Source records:
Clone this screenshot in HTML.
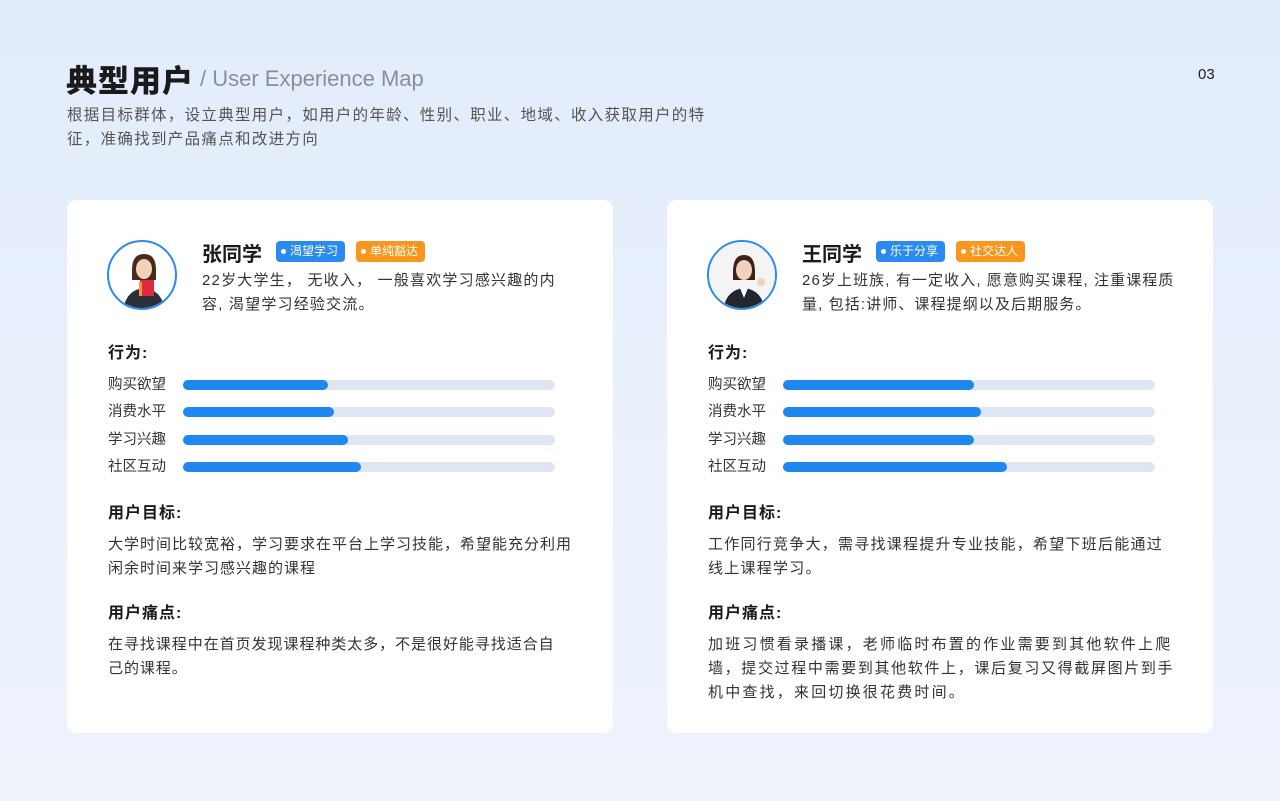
<!DOCTYPE html>
<html><head><meta charset="utf-8"><style>
*{margin:0;padding:0;box-sizing:border-box}
body{width:1280px;height:801px;overflow:hidden;background:linear-gradient(180deg,#e2ecfb 0%,#eaf1fc 60%,#eef3fc 100%);font-family:"Liberation Sans","Noto Sans CJK SC",sans-serif;position:relative;color:#222}
h1{position:absolute;left:66px;top:56px;font-size:31px;font-weight:900;color:#1a1a1a;letter-spacing:1px}
.sub{position:absolute;left:200px;top:66px;font-size:22px;color:#8a8f98}
.intro{position:absolute;left:67px;top:104px;font-size:15.5px;line-height:24px;color:#555;white-space:nowrap;letter-spacing:1.3px}
.num{position:absolute;left:1198px;top:66px;font-size:15px;color:#222}
.card{position:absolute;top:200px;width:546px;height:533px;background:#fff;border-radius:10px}
.av{position:absolute;left:40px;top:40px;width:70px;height:70px;border-radius:50%;border:2px solid #2a8af0;overflow:hidden;background:#fff}
.name{position:absolute;left:135px;top:38px;font-size:20px;font-weight:bold;color:#1a1a1a}
.tag{position:absolute;top:41px;height:21px;border-radius:4px;color:#fff;font-size:12px;line-height:21px;padding:0 7px 0 14px}
.tag:before{content:"";position:absolute;left:5px;top:8px;width:5px;height:5px;border-radius:50%;background:#fff}
.blue{background:#2a8af0}.org{background:#f8961e}
.desc{position:absolute;left:135px;top:69px;white-space:nowrap;font-size:15px;line-height:24px;color:#333;letter-spacing:1.2px}
.h{position:absolute;left:41px;font-size:16px;font-weight:bold;color:#1a1a1a;letter-spacing:1px}
.row{position:absolute;left:41px;font-size:14.5px;color:#333;height:20px;line-height:20px}
.bar{position:absolute;left:75px;top:5px;width:372px;height:10px;border-radius:5px;background:#dfe6f1}
.bar i{display:block;height:10px;border-radius:5px;background:#1e88f0}
.p{position:absolute;left:41px;white-space:nowrap;font-size:15px;line-height:24px;color:#333;letter-spacing:1px}
</style></head><body>
<h1>典型用户</h1>
<div class="sub">/ User Experience Map</div>
<div class="num">03</div>
<div class="intro">根据目标群体，设立典型用户，如用户的年龄、性别、职业、地域、收入获取用户的特<br>征，准确找到产品痛点和改进方向</div>

<div class="card" style="left:67px">
 <div class="av"><svg width="70" height="70" viewBox="0 0 70 70"><path d="M23 28q0-16 12-16t12 16v10h-24z" fill="#4a2a1a"/><ellipse cx="35" cy="27" rx="8" ry="10" fill="#f3d2bd"/><path d="M14 70q2-22 21-24q19 2 21 24z" fill="#2b2f3a"/><rect x="31" y="38" width="14" height="16" fill="#e0283f"/><rect x="30" y="40" width="3" height="14" fill="#f29a38"/></svg></div>
 <div class="name">张同学</div>
 <div class="tag blue" style="left:209px">渴望学习</div>
 <div class="tag org" style="left:289px">单纯豁达</div>
 <div class="desc">22岁大学生， 无收入， 一般喜欢学习感兴趣的内<br>容, 渴望学习经验交流。</div>
 <div class="h" style="top:139px">行为:</div>
 <div class="row" style="top:175px">购买欲望<div class="bar"><i style="width:145px"></i></div></div>
 <div class="row" style="top:202px">消费水平<div class="bar"><i style="width:151px"></i></div></div>
 <div class="row" style="top:230px">学习兴趣<div class="bar"><i style="width:165px"></i></div></div>
 <div class="row" style="top:257px">社区互动<div class="bar"><i style="width:178px"></i></div></div>
 <div class="h" style="top:299px">用户目标:</div>
 <div class="p" style="top:333px">大学时间比较宽裕，学习要求在平台上学习技能，希望能充分利用<br>闲余时间来学习感兴趣的课程</div>
 <div class="h" style="top:399px">用户痛点:</div>
 <div class="p" style="top:433px;letter-spacing:0.95px">在寻找课程中在首页发现课程种类太多，不是很好能寻找适合自<br>己的课程。</div>
</div>

<div class="card" style="left:667px">
 <div class="av"><svg width="70" height="70" viewBox="0 0 70 70"><rect width="70" height="70" fill="#f4f4f4"/><path d="M24 30q0-17 11-17t11 17v8h-22z" fill="#3a2418"/><ellipse cx="35" cy="28" rx="8" ry="10" fill="#f3d2bd"/><path d="M14 70q2-22 21-24q19 2 21 24z" fill="#23262e"/><path d="M31 46l4 10 4-10z" fill="#fff"/><circle cx="52" cy="40" r="4" fill="#f3d2bd"/></svg></div>
 <div class="name">王同学</div>
 <div class="tag blue" style="left:209px">乐于分享</div>
 <div class="tag org" style="left:289px">社交达人</div>
 <div class="desc" style="letter-spacing:1.1px">26岁上班族, 有一定收入, 愿意购买课程, 注重课程质<br>量, 包括:讲师、课程提纲以及后期服务。</div>
 <div class="h" style="top:139px">行为:</div>
 <div class="row" style="top:175px">购买欲望<div class="bar"><i style="width:191px"></i></div></div>
 <div class="row" style="top:202px">消费水平<div class="bar"><i style="width:198px"></i></div></div>
 <div class="row" style="top:230px">学习兴趣<div class="bar"><i style="width:191px"></i></div></div>
 <div class="row" style="top:257px">社区互动<div class="bar"><i style="width:224px"></i></div></div>
 <div class="h" style="top:299px">用户目标:</div>
 <div class="p" style="top:333px;letter-spacing:1.25px">工作同行竞争大，需寻找课程提升专业技能，希望下班后能通过<br>线上课程学习。</div>
 <div class="h" style="top:399px">用户痛点:</div>
 <div class="p" style="top:433px;letter-spacing:2.2px">加班习惯看录播课，老师临时布置的作业需要到其他软件上爬<br><span style="letter-spacing:1.65px">墙，提交过程中需要到其他软件上，课后复习又得截屏图片到手</span><br>机中查找，来回切换很花费时间。</div>
</div>
</body></html>
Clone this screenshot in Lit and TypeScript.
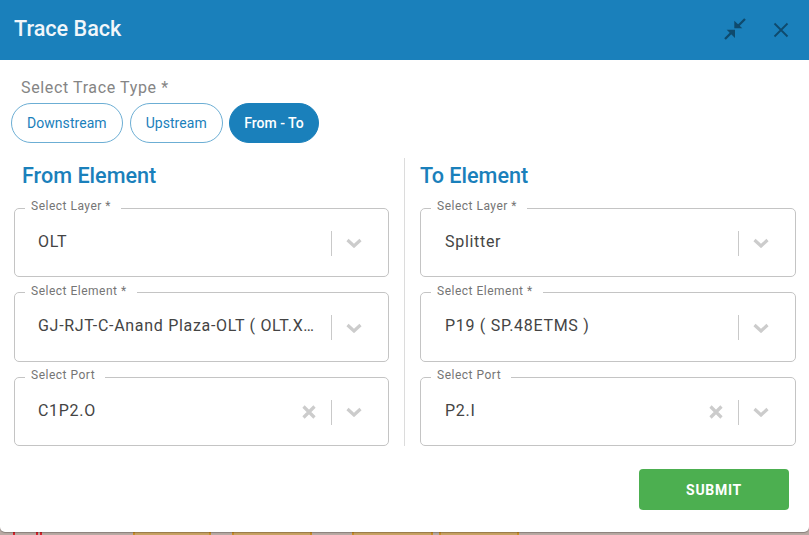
import { LitElement, html, svg, css, nothing } from "lit";
import { customElement } from "lit/decorators.js";

interface Field { label: string; value: string; clear?: boolean; }

const FROM: Field[] = [
  { label: "Select Layer *", value: "OLT" },
  { label: "Select Element *", value: "GJ-RJT-C-Anand Plaza-OLT ( OLT.XGSPON0123 )" },
  { label: "Select Port", value: "C1P2.O", clear: true },
];
const TO: Field[] = [
  { label: "Select Layer *", value: "Splitter" },
  { label: "Select Element *", value: "P19 ( SP.48ETMS )" },
  { label: "Select Port", value: "P2.I", clear: true },
];

const BLOCKS = [[133, 211], [232, 312], [352, 433], [439, 519]];

@customElement("app-root")
export class AppRoot extends LitElement {
  static styles = css`
    :host {
      display: block;
      width: 809px;
      height: 535px;
      overflow: hidden;
      position: relative;
      background: #b9aaa4;
      font-family: Roboto, "Liberation Sans", sans-serif;
    }
    .map { position: absolute; left: 0; right: 0; bottom: 0; height: 3px; display: block; }
    .dialog {
      position: relative;
      height: 532px;
      box-sizing: border-box;
      background: #fff;
      border-radius: 0 0 5px 5px;
      display: flex;
      flex-direction: column;
      box-shadow: 0 1px 1px rgba(0,0,0,.25);
    }
    .head {
      height: 60px;
      flex: none;
      background: #1a80bb;
      display: flex;
      align-items: center;
      padding: 0 20px 0 14px;
    }
    .title { flex: 1; color: #f1f6fa; font-size: 21.6px; font-weight: 500; position: relative; top: -2px; }
    .head svg { display: block; }
    .compress { margin-right: 26px; position: relative; top: -1px; }
    .type-label {
      margin: 18px 0 0 21px;
      font-size: 16px;
      line-height: 19px;
      letter-spacing: .63px;
      color: #858585;
    }
    .pills { display: flex; gap: 7px; margin: 6px 0 0 11px; }
    .pill {
      box-sizing: border-box;
      height: 40px;
      border-radius: 20px;
      border: 1px solid #6caed4;
      background: #fff;
      color: #1a80bb;
      font: 400 14px Roboto, sans-serif;
      letter-spacing: .05px;
      padding: 0 15px;
    }
    .pill.on {
      background: #1a80bb;
      border-color: #1a80bb;
      color: #fff;
      font-weight: 500;
      letter-spacing: 0;
      padding: 0 14.5px;
      margin-left: -1px;
    }
    .cols { display: flex; margin-top: 15px; padding: 0 13px 0 14px; }
    .col { width: 375px; flex: none; }
    .col.right { width: 376px; }
    .rule { width: 1px; background: #dcdcdc; margin: 0 15px; flex: none; height: 288px; }
    .col-title {
      margin: 5px 0 0 8px;
      font-size: 21.6px;
      line-height: 25px;
      font-weight: 500;
      color: #1a80bb;
    }
    .right .col-title { margin-left: 0; }
    .fields { display: flex; flex-direction: column; gap: 8.5px; margin-top: 13px; }
    .field {
      margin: 0;
      min-width: 0;
      box-sizing: border-box;
      height: 76px;
      padding: 0;
      border: 1px solid #c4c4c4;
      border-radius: 5px;
    }
    .field legend {
      margin-left: 10px;
      padding: 0 10px 0 6px;
      font-size: 12px;
      line-height: 14px;
      letter-spacing: .5px;
      color: #757575;
      position: relative;
      top: -2px;
    }
    .inner { display: flex; align-items: center; height: 56px; padding: 0 0 0 23px; }
    .right .inner { padding-left: 24px; }
    .value {
      flex: 1;
      min-width: 0;
      margin-right: 14px;
      white-space: nowrap;
      overflow: hidden;
      text-overflow: ellipsis;
      font-size: 16px;
      letter-spacing: .7px;
      color: #444;
      position: relative;
      top: -2px;
    }
    .x { margin-right: 15px; flex: none; }
    .sep { width: 1px; height: 25px; background: #c9c9c9; flex: none; }
    .chev { flex: none; margin: 0 26px 0 14px; }
    .foot { display: flex; justify-content: flex-end; padding: 23px 20px 0 0; }
    .submit {
      width: 150px;
      height: 41px;
      border: 0;
      border-radius: 4px;
      background: #4caf50;
      color: #fff;
      font: 700 14px Roboto, sans-serif;
      letter-spacing: .7px;
    }
  `;

  private field(f: Field) {
    return html`<fieldset class="field">
      <legend>${f.label}</legend>
      <div class="inner">
        <div class="value">${f.value}</div>
        ${f.clear
          ? html`<svg class="x" width="14" height="14" viewBox="0 0 14 14"><path d="M1.500 1.500l11 11M12.500 1.500l-11 11" stroke="#cccccc" stroke-width="3.200" fill="none"/></svg>`
          : nothing}
        <div class="sep"></div>
        <svg class="chev" width="16" height="10" viewBox="0 0 16 10"><path d="M1.500 2l6.500 6 6.500-6" stroke="#cccccc" stroke-width="3.200" fill="none"/></svg>
      </div>
    </fieldset>`;
  }

  render() {
    return html`
      <svg class="map" viewBox="0 0 809 3" preserveAspectRatio="none">
        ${BLOCKS.map(
          ([a, b]) => svg`
            <rect x=${a} width=${b - a} height="3" fill="#c8a263" />
            <rect x=${a} width="2" height="3" fill="#c98d28" />
            <rect x=${b - 2} width="2" height="3" fill="#c98d28" />
          `
        )}
        <rect x="13" width="2" height="3" fill="#d2232a" />
        <rect x="36" width="2" height="3" fill="#d2232a" />
        <rect x="40" width="2" height="3" fill="#d2232a" />
      </svg>
      <div class="dialog">
        <div class="head">
          <div class="title">Trace Back</div>
          <svg class="compress" width="24" height="24" viewBox="0 0 24 24">
            <path d="M2 22L9 15M15 9L22 2" stroke="#0f4a6d" stroke-width="2.300" fill="none"/>
            <path d="M3.700 12.700H12V21zM11.300 3.700V11.300H19.300z" fill="#0f4a6d"/>
          </svg>
          <svg width="16" height="16" viewBox="0 0 16 16"><path d="M1.500 1.500l13 13M14.500 1.500l-13 13" stroke="#0f4a6d" stroke-width="1.800" fill="none"/></svg>
        </div>
        <div class="type-label">Select Trace Type *</div>
        <div class="pills">
          <button class="pill">Downstream</button>
          <button class="pill">Upstream</button>
          <button class="pill on">From - To</button>
        </div>
        <div class="cols">
          <div class="col">
            <div class="col-title">From Element</div>
            <div class="fields">${FROM.map((f) => this.field(f))}</div>
          </div>
          <div class="rule"></div>
          <div class="col right">
            <div class="col-title">To Element</div>
            <div class="fields">${TO.map((f) => this.field(f))}</div>
          </div>
        </div>
        <div class="foot"><button class="submit">SUBMIT</button></div>
      </div>
    `;
  }
}
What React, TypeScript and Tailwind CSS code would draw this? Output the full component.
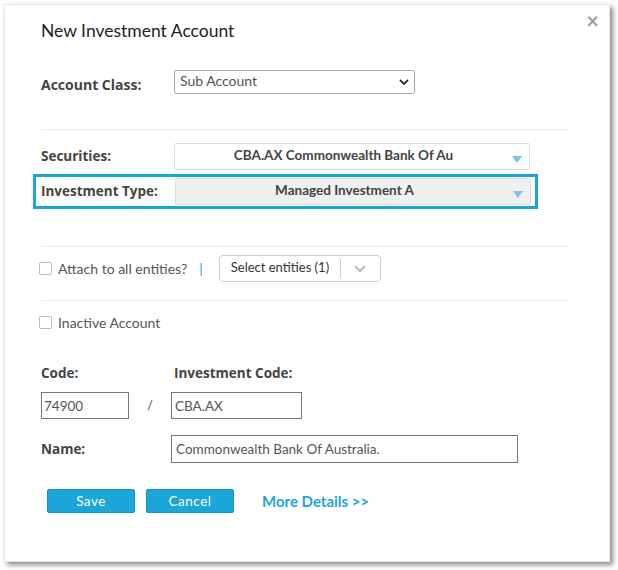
import React from 'react'

const FONT = { fontFamily: 'Lato, "Open Sans", Arial, sans-serif' }
const LABEL = { fontFamily: '"Open Sans", Lato, Arial, sans-serif' }

function Caret() {
  return (
    <svg width="10" height="7" viewBox="0 0 10 7" className="shrink-0">
      <path d="M0 0 L10 0 L5 7 Z" fill="#7cc3e6" />
    </svg>
  )
}

function Chevron({ color = '#333', w = 10 }: { color?: string; w?: number }) {
  return (
    <svg width={w} height={w * 0.6} viewBox="0 0 10 6">
      <path d="M1 1 L5 5 L9 1" fill="none" stroke={color} strokeWidth="1.8" />
    </svg>
  )
}

function Checkbox({ label }: { label: string }) {
  return (
    <label className="flex items-center gap-[6px] text-[14px] text-[#555]">
      <span className="w-[13px] h-[13px] border border-[#bbb] rounded-[2px] bg-white" />
      {label}
    </label>
  )
}

function Label({ children, className = '' }: { children: React.ReactNode; className?: string }) {
  return (
    <div className={`text-[13.5px] font-bold text-[#444] ${className}`} style={LABEL}>
      {children}
    </div>
  )
}

export default function App() {
  return (
    <div className="w-[618px] h-[570px] bg-white pt-[4px] pl-[4px]" style={FONT}>
      <div className="relative w-[606px] h-[558px] bg-white border border-[#e6e6e6] shadow-[3px_3px_5px_rgba(0,0,0,0.45)] pl-[36px] pr-[41px] pt-[15px]">
        <button className="absolute right-[10px] top-[5px] text-[#a0a0a0] text-[22px] font-bold leading-none">×</button>

        <h2 className="text-[17.5px] leading-[22px] text-[#222] font-normal">New Investment Account</h2>

        {/* Account class */}
        <div className="flex items-center mt-[28px] h-[24px]">
          <Label className="w-[133px] pt-[4px] text-[14px]">Account Class:</Label>
          <div className="w-[241px] h-[24px] border border-[#a9a9a9] rounded-[2px] flex items-center justify-between px-[5px] text-[14px] text-[#555]">
            <span className="-mt-[3px]">Sub Account</span>
            <Chevron />
          </div>
        </div>

        <div className="h-px bg-[#ececec] mt-[35px]" />

        {/* Securities */}
        <div className="flex items-center mt-[13px] h-[27px]">
          <Label className="w-[133px]">Securities:</Label>
          <div className="w-[356px] h-[27px] border border-[#ddd] rounded-[2px] bg-white flex items-center pr-[7px] text-[13.5px] font-bold text-[#444]">
            <span className="flex-1 text-center -mt-[2px]">CBA.AX Commonwealth Bank Of Au</span>
            <span className="mt-[5px]"><Caret /></span>
          </div>
        </div>

        {/* Investment type (highlighted) */}
        <div className="-ml-[8px] mt-[4px] w-[505px] h-[35px] border-[3px] border-[#1aa4d7] flex items-center pl-[5px]">
          <Label className="w-[134px]">Investment Type:</Label>
          <div className="w-[356px] h-[27px] border border-[#ddd] rounded-[2px] bg-[#eff0ef] flex items-center pr-[7px] text-[13.5px] font-bold text-[#444]">
            <span className="flex-1 text-center -mt-[2px]">Managed Investment A</span>
            <span className="mt-[5px]"><Caret /></span>
          </div>
        </div>

        <div className="h-px bg-[#ececec] mt-[37px]" />

        {/* Entities */}
        <div className="flex items-center mt-[8px] h-[27px] -ml-[2px]">
          <Checkbox label="Attach to all entities?" />
          <span className="ml-[12px] text-[#1aa4d7] text-[14px]">|</span>
          <div className="ml-[16px] w-[162px] h-[27px] border border-[#ccc] rounded-[4px] flex items-center text-[13px] text-[#333]">
            <span className="pl-[11px] w-[120px] -mt-[2px]">Select entities (1)</span>
            <span className="w-px h-[19px] bg-[#ccc]" />
            <span className="flex-1 flex justify-center"><Chevron color="#bbb" w={12} /></span>
          </div>
        </div>

        <div className="h-px bg-[#ececec] mt-[18px]" />

        <div className="mt-[11px] -ml-[2px]">
          <Checkbox label="Inactive Account" />
        </div>

        {/* Codes */}
        <div className="flex mt-[30px]">
          <Label className="w-[133px]">Code:</Label>
          <Label>Investment Code:</Label>
        </div>
        <div className="flex items-center mt-[9px]">
          <input readOnly value="74900" className="w-[88px] h-[27px] border border-[#777] px-[2px] text-[13.5px] text-[#555] outline-none" />
          <span className="w-[42px] text-center text-[13px] text-[#555]">/</span>
          <input readOnly value="CBA.AX" className="w-[131px] h-[27px] border border-[#777] px-[3px] text-[13.5px] text-[#555] outline-none" />
        </div>

        <div className="flex items-center mt-[16px]">
          <Label className="w-[130px]">Name:</Label>
          <input readOnly value="Commonwealth Bank Of Australia." className="w-[347px] h-[28px] border border-[#777] px-[4px] text-[13.5px] text-[#555] outline-none" />
        </div>

        {/* Actions */}
        <div className="flex items-center mt-[26px] ml-[6px]">
          <button className="w-[88px] h-[24px] bg-[#1ba5d8] border border-[#1592c2] rounded-[2px] text-white text-[13.5px] tracking-[0.5px]">Save</button>
          <button className="ml-[11px] w-[88px] h-[24px] bg-[#1ba5d8] border border-[#1592c2] rounded-[2px] text-white text-[13.5px] tracking-[0.5px]">Cancel</button>
          <a className="ml-[28px] text-[15px] font-bold text-[#1ba5d8]">More Details &gt;&gt;</a>
        </div>
      </div>
    </div>
  )
}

TASK DETAILS: Leaving out the pictures, extract the stretch from the line holding "Clone this screenshot in Lit and TypeScript." through the line holding "const BLOCKS = [[133, 211], [232, 312], [352, 433], [439, 519]];", word for word.

COMPLETED TASK:
Clone this screenshot in Lit and TypeScript.
import { LitElement, html, svg, css, nothing } from "lit";
import { customElement } from "lit/decorators.js";

interface Field { label: string; value: string; clear?: boolean; }

const FROM: Field[] = [
  { label: "Select Layer *", value: "OLT" },
  { label: "Select Element *", value: "GJ-RJT-C-Anand Plaza-OLT ( OLT.XGSPON0123 )" },
  { label: "Select Port", value: "C1P2.O", clear: true },
];
const TO: Field[] = [
  { label: "Select Layer *", value: "Splitter" },
  { label: "Select Element *", value: "P19 ( SP.48ETMS )" },
  { label: "Select Port", value: "P2.I", clear: true },
];

const BLOCKS = [[133, 211], [232, 312], [352, 433], [439, 519]];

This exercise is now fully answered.